### What this task involves
Review the material and extract every line in which the word "React" occurs.

### Provided data
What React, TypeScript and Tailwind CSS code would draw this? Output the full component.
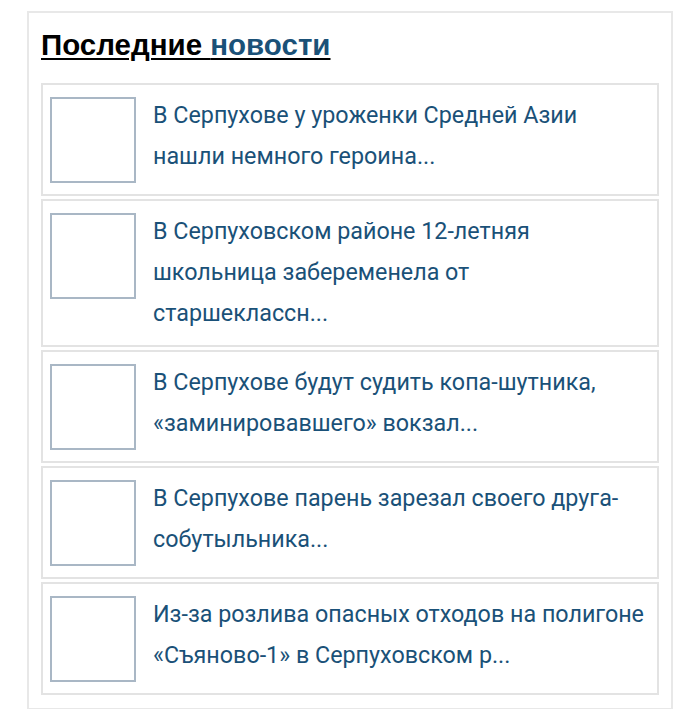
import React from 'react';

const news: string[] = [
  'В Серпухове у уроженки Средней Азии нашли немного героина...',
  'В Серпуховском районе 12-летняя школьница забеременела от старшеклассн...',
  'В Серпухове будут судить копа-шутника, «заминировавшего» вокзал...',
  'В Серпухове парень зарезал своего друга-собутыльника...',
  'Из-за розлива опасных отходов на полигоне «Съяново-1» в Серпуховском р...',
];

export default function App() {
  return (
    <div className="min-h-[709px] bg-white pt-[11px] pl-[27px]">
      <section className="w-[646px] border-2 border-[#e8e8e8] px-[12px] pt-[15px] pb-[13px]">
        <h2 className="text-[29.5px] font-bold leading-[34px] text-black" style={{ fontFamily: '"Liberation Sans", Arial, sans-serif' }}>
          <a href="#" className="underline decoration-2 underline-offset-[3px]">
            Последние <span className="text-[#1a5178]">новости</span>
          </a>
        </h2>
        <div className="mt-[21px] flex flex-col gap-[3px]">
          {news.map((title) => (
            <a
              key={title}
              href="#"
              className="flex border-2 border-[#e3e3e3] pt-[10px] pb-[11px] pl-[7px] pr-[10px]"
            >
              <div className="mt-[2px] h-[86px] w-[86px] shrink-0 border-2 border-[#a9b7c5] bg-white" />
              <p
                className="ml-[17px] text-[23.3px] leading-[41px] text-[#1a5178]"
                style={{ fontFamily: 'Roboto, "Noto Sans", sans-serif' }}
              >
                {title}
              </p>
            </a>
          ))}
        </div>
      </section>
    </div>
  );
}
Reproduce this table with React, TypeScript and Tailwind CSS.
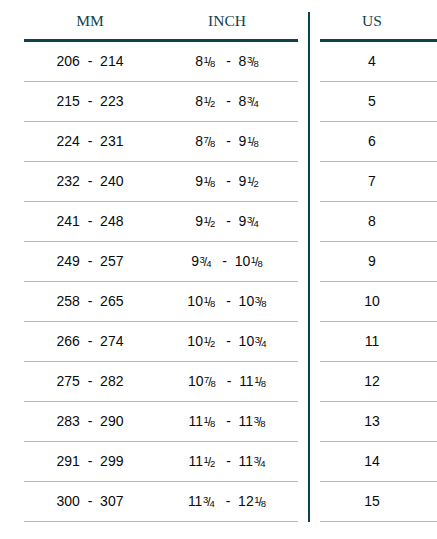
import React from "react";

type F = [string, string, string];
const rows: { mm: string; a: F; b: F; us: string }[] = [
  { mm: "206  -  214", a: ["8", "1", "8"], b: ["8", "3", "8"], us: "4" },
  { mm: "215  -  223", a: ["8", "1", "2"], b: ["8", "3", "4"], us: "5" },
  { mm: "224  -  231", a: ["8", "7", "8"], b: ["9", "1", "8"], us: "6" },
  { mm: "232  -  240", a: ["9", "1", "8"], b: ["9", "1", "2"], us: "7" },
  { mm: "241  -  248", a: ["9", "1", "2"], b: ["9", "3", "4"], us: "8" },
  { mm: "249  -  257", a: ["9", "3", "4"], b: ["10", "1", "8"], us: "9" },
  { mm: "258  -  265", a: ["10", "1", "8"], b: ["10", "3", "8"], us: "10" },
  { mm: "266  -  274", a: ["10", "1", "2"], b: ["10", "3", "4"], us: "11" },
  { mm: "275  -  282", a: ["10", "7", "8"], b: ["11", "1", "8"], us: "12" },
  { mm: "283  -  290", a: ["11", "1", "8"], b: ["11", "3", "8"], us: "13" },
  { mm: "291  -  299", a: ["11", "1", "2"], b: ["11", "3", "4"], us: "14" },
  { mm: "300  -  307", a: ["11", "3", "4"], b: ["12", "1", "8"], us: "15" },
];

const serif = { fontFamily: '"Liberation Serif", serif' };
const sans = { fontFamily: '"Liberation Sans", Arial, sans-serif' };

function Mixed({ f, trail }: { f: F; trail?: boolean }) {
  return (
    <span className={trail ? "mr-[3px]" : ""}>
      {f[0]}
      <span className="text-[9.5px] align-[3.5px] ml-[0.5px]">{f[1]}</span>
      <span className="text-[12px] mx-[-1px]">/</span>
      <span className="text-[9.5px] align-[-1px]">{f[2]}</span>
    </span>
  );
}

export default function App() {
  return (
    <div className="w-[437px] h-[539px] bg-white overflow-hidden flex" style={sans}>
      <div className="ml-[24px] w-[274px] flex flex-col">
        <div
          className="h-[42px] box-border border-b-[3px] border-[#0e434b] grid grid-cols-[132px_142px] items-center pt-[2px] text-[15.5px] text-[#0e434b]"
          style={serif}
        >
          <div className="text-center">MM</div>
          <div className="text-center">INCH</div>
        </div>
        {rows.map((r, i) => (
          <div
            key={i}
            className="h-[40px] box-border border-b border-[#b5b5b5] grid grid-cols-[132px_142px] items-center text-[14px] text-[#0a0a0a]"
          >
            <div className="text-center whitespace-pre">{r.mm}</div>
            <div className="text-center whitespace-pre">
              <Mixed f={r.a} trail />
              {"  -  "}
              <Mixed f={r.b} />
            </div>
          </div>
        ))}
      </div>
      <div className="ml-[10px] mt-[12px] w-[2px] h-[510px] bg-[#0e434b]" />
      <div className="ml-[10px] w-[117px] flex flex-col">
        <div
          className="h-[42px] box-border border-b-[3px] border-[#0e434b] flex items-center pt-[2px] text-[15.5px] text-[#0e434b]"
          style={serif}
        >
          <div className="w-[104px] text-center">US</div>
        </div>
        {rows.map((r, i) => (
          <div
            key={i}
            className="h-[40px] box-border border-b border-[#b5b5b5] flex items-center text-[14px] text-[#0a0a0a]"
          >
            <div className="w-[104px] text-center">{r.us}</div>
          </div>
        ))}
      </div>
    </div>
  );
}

### Solved problem
What React, TypeScript and Tailwind CSS code would draw this? Output the full component.
import React from 'react';
Reproduce this table with React, TypeScript and Tailwind CSS.
import React from "react";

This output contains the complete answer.